A Month of Monitoring the New Magnetar Swift J1555.2−5402 during an X-Ray Outburst

Abstract
The soft gamma-ray repeater Swift J1555.2-5402 was discovered by means of a short burst detected with Swift BAT on 2021 June 3. Then, 1.6 hr after the burst, the Neutron star Interior Composition Explorer (NICER) started daily monitoring of this target for a month. The absorbed 2-10 keV flux stayed nearly constant at around 4 x 10(-11) erg s(-1) cm(-2) during the monitoring, showing only a slight gradual decline. An absorbed blackbody with a temperature of 1.1 keV approximates the soft X-ray spectrum. A 3.86 s periodicity is detected, and the period derivative is measured to be 3.05(7) x 10(-11) s s(-1).

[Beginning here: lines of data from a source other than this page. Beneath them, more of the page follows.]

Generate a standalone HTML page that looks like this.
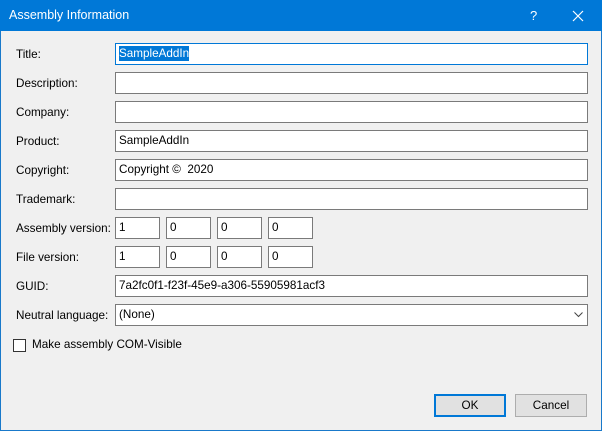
<!DOCTYPE html>
<html><head><style>
body{margin:0;width:602px;height:431px;overflow:hidden;font-family:"Liberation Sans",sans-serif;font-size:11.7px;color:#000}
.win{position:absolute;left:0;top:0;width:600px;height:430px;border:1px solid #1979ca;border-top:none;background:#f0f0f0}
.tb{position:absolute;left:0;top:0;width:602px;height:31px;background:#0078d7;color:#fff}
.tb .t{position:absolute;left:9px;top:8px;font-size:12.5px}
.lbl{position:absolute;left:16px}
.in{position:absolute;left:115px;width:471px;height:20px;border:1px solid #7a7a7a;background:#fff;box-sizing:content-box}
.in span{position:absolute;left:3px;top:3px}
.v{position:absolute;width:43px;height:20px;border:1px solid #7a7a7a;background:#fff}
.v span{position:absolute;left:3px;top:3px}
.btn{position:absolute;top:394px;height:21px;width:70px;border:1px solid #adadad;background:#e1e1e1;text-align:center;line-height:21px}
</style></head><body>
<div class="win"></div>
<div class="tb"><span class="t">Assembly Information</span>
<span style="position:absolute;left:530px;top:8px;font-size:13px">?</span>
<svg style="position:absolute;left:572px;top:10px" width="12" height="12"><path d="M1 1L11 11M11 1L1 11" stroke="#fff" stroke-width="1.2"/></svg></div>

<div class="lbl" style="top:48px">Title:</div>
<div class="in" style="top:43px;border-color:#0078d7"><span style="background:#0078d7;color:#fff;top:2px;padding:1px 0">SampleAddIn</span></div>
<div class="lbl" style="top:77px">Description:</div><div class="in" style="top:72px"></div>
<div class="lbl" style="top:106px">Company:</div><div class="in" style="top:101px"></div>
<div class="lbl" style="top:135px">Product:</div><div class="in" style="top:130px"><span>SampleAddIn</span></div>
<div class="lbl" style="top:164px">Copyright:</div><div class="in" style="top:159px"><span>Copyright ©&nbsp; 2020</span></div>
<div class="lbl" style="top:193px">Trademark:</div><div class="in" style="top:188px"></div>
<div class="lbl" style="top:222px">Assembly version:</div>
<div class="v" style="left:115px;top:217px"><span>1</span></div>
<div class="v" style="left:166px;top:217px"><span>0</span></div>
<div class="v" style="left:217px;top:217px"><span>0</span></div>
<div class="v" style="left:268px;top:217px"><span>0</span></div>
<div class="lbl" style="top:251px">File version:</div>
<div class="v" style="left:115px;top:246px"><span>1</span></div>
<div class="v" style="left:166px;top:246px"><span>0</span></div>
<div class="v" style="left:217px;top:246px"><span>0</span></div>
<div class="v" style="left:268px;top:246px"><span>0</span></div>
<div class="lbl" style="top:280px">GUID:</div><div class="in" style="top:275px"><span>7a2fc0f1-f23f-45e9-a306-55905981acf3</span></div>
<div class="lbl" style="top:309px">Neutral language:</div><div class="in" style="top:304px"><span>(None)</span>
<svg style="position:absolute;right:4px;top:7px" width="9" height="6"><path d="M0.5 0.5L4.5 4.5L8.5 0.5" stroke="#444" fill="none"/></svg></div>
<div style="position:absolute;left:13px;top:339px;width:11px;height:11px;border:1px solid #333;background:#fff"></div>
<div style="position:absolute;left:32px;top:338px">Make assembly COM-Visible</div>
<div class="btn" style="left:434px;border:2px solid #0078d7;height:19px;width:68px;line-height:19px">OK</div>
<div class="btn" style="left:515px">Cancel</div>
</body></html>
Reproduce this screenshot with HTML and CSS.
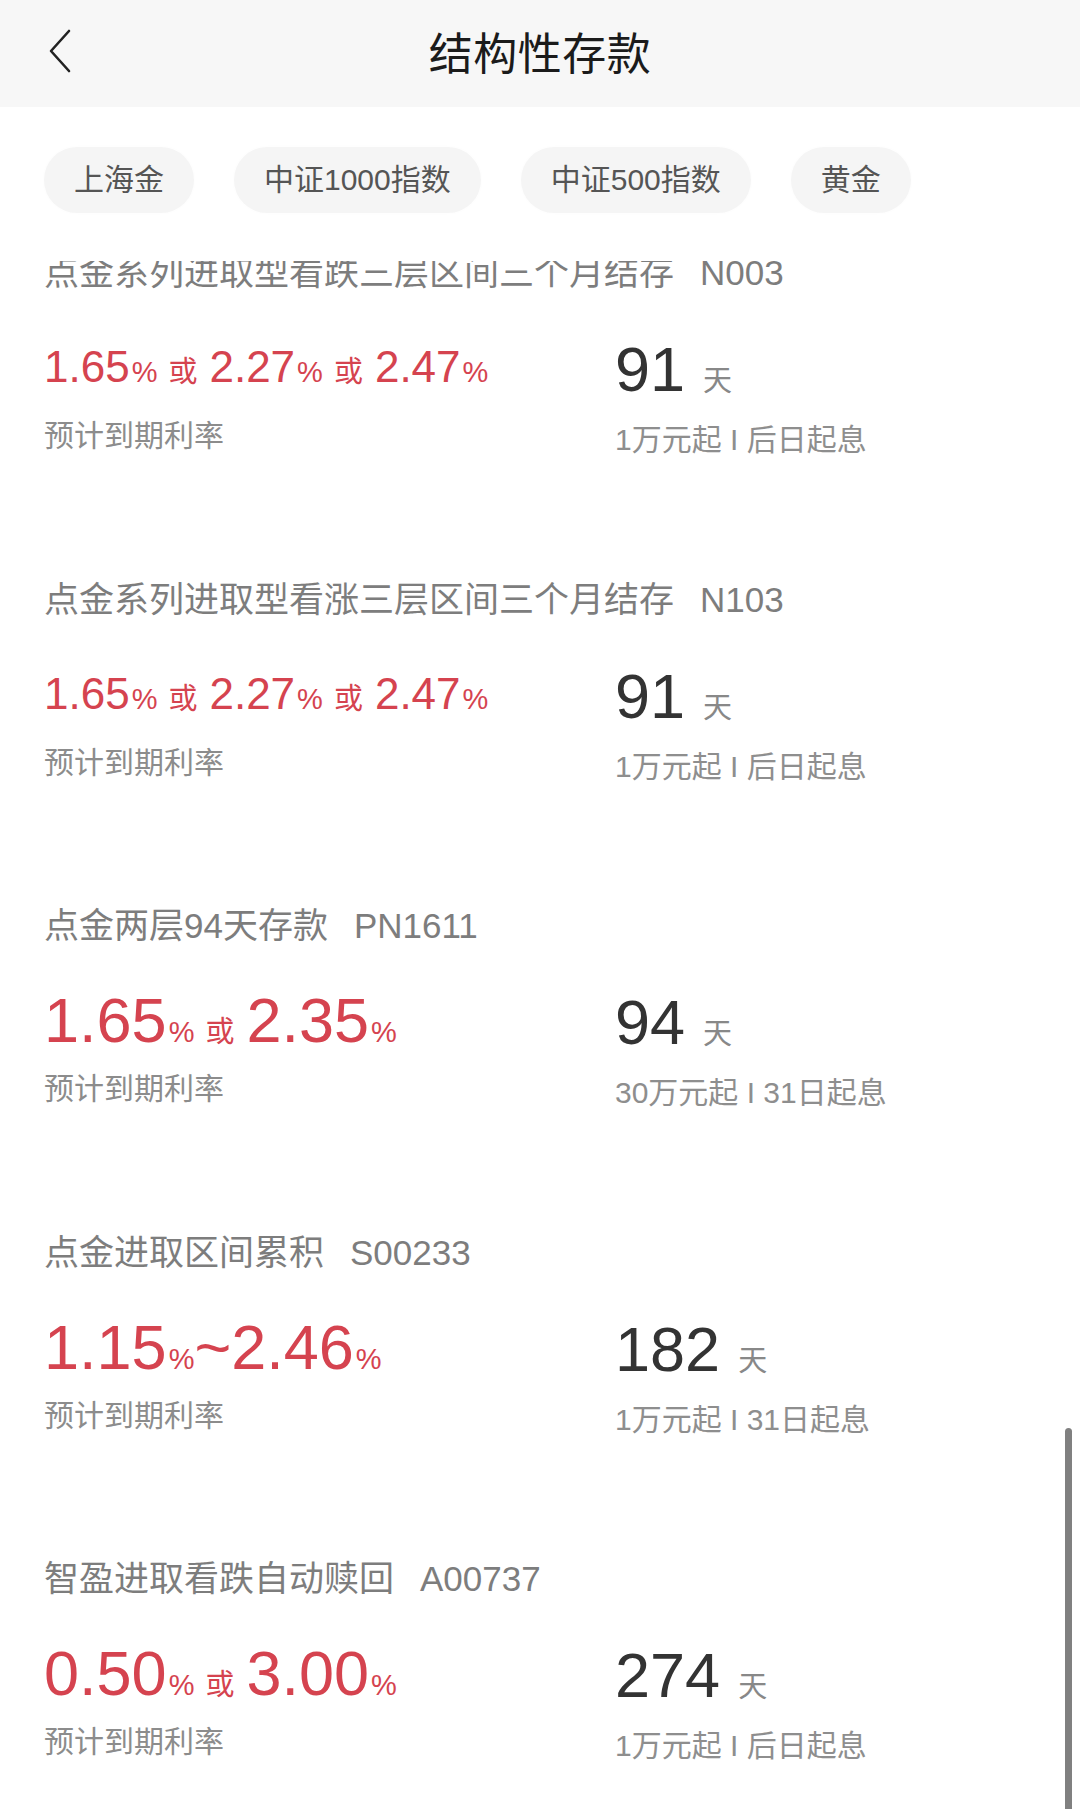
FILE: index.html
```html
<!DOCTYPE html>
<html lang="zh-CN">
<head>
<meta charset="utf-8">
<title>结构性存款</title>
<link rel="stylesheet" href="styles.css">
</head>
<body>
<div class="page">
  <header class="topbar">
    <div class="back">
      <svg width="24" height="44" viewBox="0 0 24 44"><polyline points="21,2 3,22 21,42" fill="none" stroke="#222" stroke-width="2.6" stroke-linecap="round" stroke-linejoin="round"/></svg>
    </div>
    <h1 class="title">结构性存款</h1>
    <div class="spacer"></div>
  </header>

  <nav class="chips">
    <span class="chip">上海金</span>
    <span class="chip">中证1000指数</span>
    <span class="chip">中证500指数</span>
    <span class="chip">黄金</span>
  </nav>

  <main class="list">
    <section class="item first">
      <div class="item-title">点金系列进取型看跌三层区间三个月结存<span class="code">N003</span></div>
      <div class="item-body">
        <div class="col-left">
          <div class="rate sm"><span class="num">1.65</span><span class="pct">%</span><span class="or">或</span><span class="num">2.27</span><span class="pct">%</span><span class="or">或</span><span class="num">2.47</span><span class="pct">%</span></div>
          <div class="label">预计到期利率</div>
        </div>
        <div class="col-right">
          <div class="days"><span class="dnum">91</span><span class="dunit">天</span></div>
          <div class="sub">1万元起 I 后日起息</div>
        </div>
      </div>
    </section>

    <section class="item">
      <div class="item-title">点金系列进取型看涨三层区间三个月结存<span class="code">N103</span></div>
      <div class="item-body">
        <div class="col-left">
          <div class="rate sm"><span class="num">1.65</span><span class="pct">%</span><span class="or">或</span><span class="num">2.27</span><span class="pct">%</span><span class="or">或</span><span class="num">2.47</span><span class="pct">%</span></div>
          <div class="label">预计到期利率</div>
        </div>
        <div class="col-right">
          <div class="days"><span class="dnum">91</span><span class="dunit">天</span></div>
          <div class="sub">1万元起 I 后日起息</div>
        </div>
      </div>
    </section>

    <section class="item">
      <div class="item-title">点金两层94天存款<span class="code">PN1611</span></div>
      <div class="item-body">
        <div class="col-left">
          <div class="rate"><span class="num">1.65</span><span class="pct">%</span><span class="or">或</span><span class="num">2.35</span><span class="pct">%</span></div>
          <div class="label">预计到期利率</div>
        </div>
        <div class="col-right">
          <div class="days"><span class="dnum">94</span><span class="dunit">天</span></div>
          <div class="sub">30万元起 I 31日起息</div>
        </div>
      </div>
    </section>

    <section class="item">
      <div class="item-title">点金进取区间累积<span class="code">S00233</span></div>
      <div class="item-body">
        <div class="col-left">
          <div class="rate"><span class="num">1.15</span><span class="pct">%</span><span class="num">~2.46</span><span class="pct">%</span></div>
          <div class="label">预计到期利率</div>
        </div>
        <div class="col-right">
          <div class="days"><span class="dnum">182</span><span class="dunit">天</span></div>
          <div class="sub">1万元起 I 31日起息</div>
        </div>
      </div>
    </section>

    <section class="item">
      <div class="item-title">智盈进取看跌自动赎回<span class="code">A00737</span></div>
      <div class="item-body">
        <div class="col-left">
          <div class="rate"><span class="num">0.50</span><span class="pct">%</span><span class="or">或</span><span class="num">3.00</span><span class="pct">%</span></div>
          <div class="label">预计到期利率</div>
        </div>
        <div class="col-right">
          <div class="days"><span class="dnum">274</span><span class="dunit">天</span></div>
          <div class="sub">1万元起 I 后日起息</div>
        </div>
      </div>
    </section>

    <div class="scrollbar"></div>
  </main>
</div>
</body>
</html>
```

FILE: styles.css
```css
* { box-sizing: border-box; }

html, body {
  margin: 0;
  padding: 0;
  background: #ffffff;
}

body {
  width: 1080px;
  height: 1809px;
  overflow: hidden;
  font-family: "Liberation Sans", "Noto Sans CJK SC", sans-serif;
}

.page {
  width: 1080px;
  height: 1809px;
  display: flex;
  flex-direction: column;
  overflow: hidden;
}

/* ---------- top bar ---------- */
.topbar {
  height: 107px;
  flex: 0 0 107px;
  padding-bottom: 6px;
  background: #f7f7f7;
  display: grid;
  grid-template-columns: 1fr auto 1fr;
  align-items: center;
}

.back {
  padding-left: 48px;
  display: flex;
  align-items: center;
}

.back svg { display: block; }

.title {
  margin: 0;
  font-family: "Noto Sans CJK SC", sans-serif;
  font-size: 44px;
  font-weight: 400;
  line-height: 60px;
  color: #1b1b1b;
  letter-spacing: 0.5px;
}

/* ---------- chips ---------- */
.chips {
  flex: 0 0 154px;
  height: 154px;
  padding: 40px 0 0 44px;
  display: flex;
  gap: 40px;
  align-items: flex-start;
  background: #ffffff;
}

.chip {
  height: 66px;
  padding: 0 30px;
  border-radius: 33px;
  background: #f5f5f5;
  box-shadow: 0 0 4px rgba(0, 0, 0, 0.015);
  color: #555555;
  font-size: 30px;
  line-height: 66px;
  white-space: nowrap;
}

/* ---------- list ---------- */
.list {
  position: relative;
  flex: 1 1 auto;
  overflow: hidden;
  padding-left: 44px;
}

.item {
  padding-bottom: 114.5px;
}

.item.first {
  margin-top: -13px;
}

.item-title {
  height: 50px;
  line-height: 50px;
  font-size: 35px;
  color: #7d7d7d;
  white-space: nowrap;
}

.code {
  margin-left: 26px;
  font-size: 35px;
}

.item-body {
  display: grid;
  grid-template-columns: 571px auto;
  margin-top: 39px;
}

.col-left,
.col-right {
  display: flex;
  flex-direction: column;
}

.rate {
  height: 60px;
  display: flex;
  align-items: baseline;
  color: #d5434f;
  white-space: nowrap;
}

.rate .num {
  font-size: 63px;
  line-height: 60px;
}

.rate.sm .num {
  font-size: 44px;
}

.rate .pct {
  font-size: 29px;
  line-height: 29px;
  margin-left: 2px;
}

.rate .or {
  font-family: "Noto Sans CJK SC", sans-serif;
  font-size: 29px;
  line-height: 29px;
  margin: 0 12px 0 11px;
}

.label {
  margin-top: 19px;
  height: 40px;
  line-height: 40px;
  font-size: 30px;
  color: #8c8c8c;
}

.col-right {
  padding-top: 2px;
}

.days {
  height: 60px;
  display: flex;
  align-items: baseline;
  white-space: nowrap;
}

.dnum {
  font-size: 63px;
  line-height: 60px;
  color: #333333;
}

.dunit {
  font-family: "Noto Sans CJK SC", sans-serif;
  font-size: 29px;
  line-height: 29px;
  color: #888888;
  margin-left: 18px;
}

.sub {
  margin-top: 21px;
  height: 40px;
  line-height: 40px;
  font-size: 30px;
  color: #8e8e8e;
  white-space: nowrap;
}

.scrollbar {
  position: absolute;
  left: 1065px;
  top: 1167px;
  width: 7px;
  height: 420px;
  border-radius: 4px;
  background: #808080;
}
```
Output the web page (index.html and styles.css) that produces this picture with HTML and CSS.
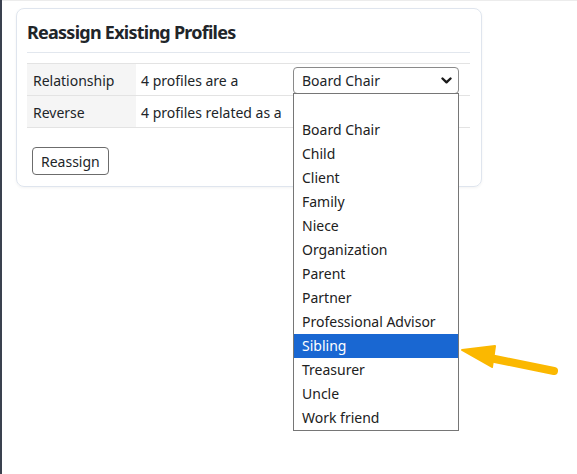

The soft X-ray pulse shows a single sinusoidal shape with an rms pulsed fraction that increases as a function of energy from 15% at 1.5 keV to 39% at 7 keV. The equatorial surface magnetic field, characteristic age, and spin-down luminosity are derived under the dipole field approximation to be 3.5 x 10(14) G, 2.0 kyr, and 2.1 x 10(34) erg s(-1), respectively. We detect 5 and 45 bursts with Swift/BAT and NICER, respectively. Based on these properties, this new source is classified as a magnetar. A hard X-ray power-law component that extends up to at least 40 keV is detected with the Nuclear Spectroscopic Telescope Array (NuSTAR). The 10-60 keV flux is similar to 9 x 10(-12) erg s(-1) cm(-2) with a photon index of similar to 1.2. The pulsed fraction has a sharp cutoff at around 10 keV with an upper limit (less than or similar to 10%) in the hard-tail band. No radio pulsations are detected during the DSN or VERA observations. The 7 sigma upper limits of the flux density are 0.043 and 0.026 mJy at the S and X bands, respectively.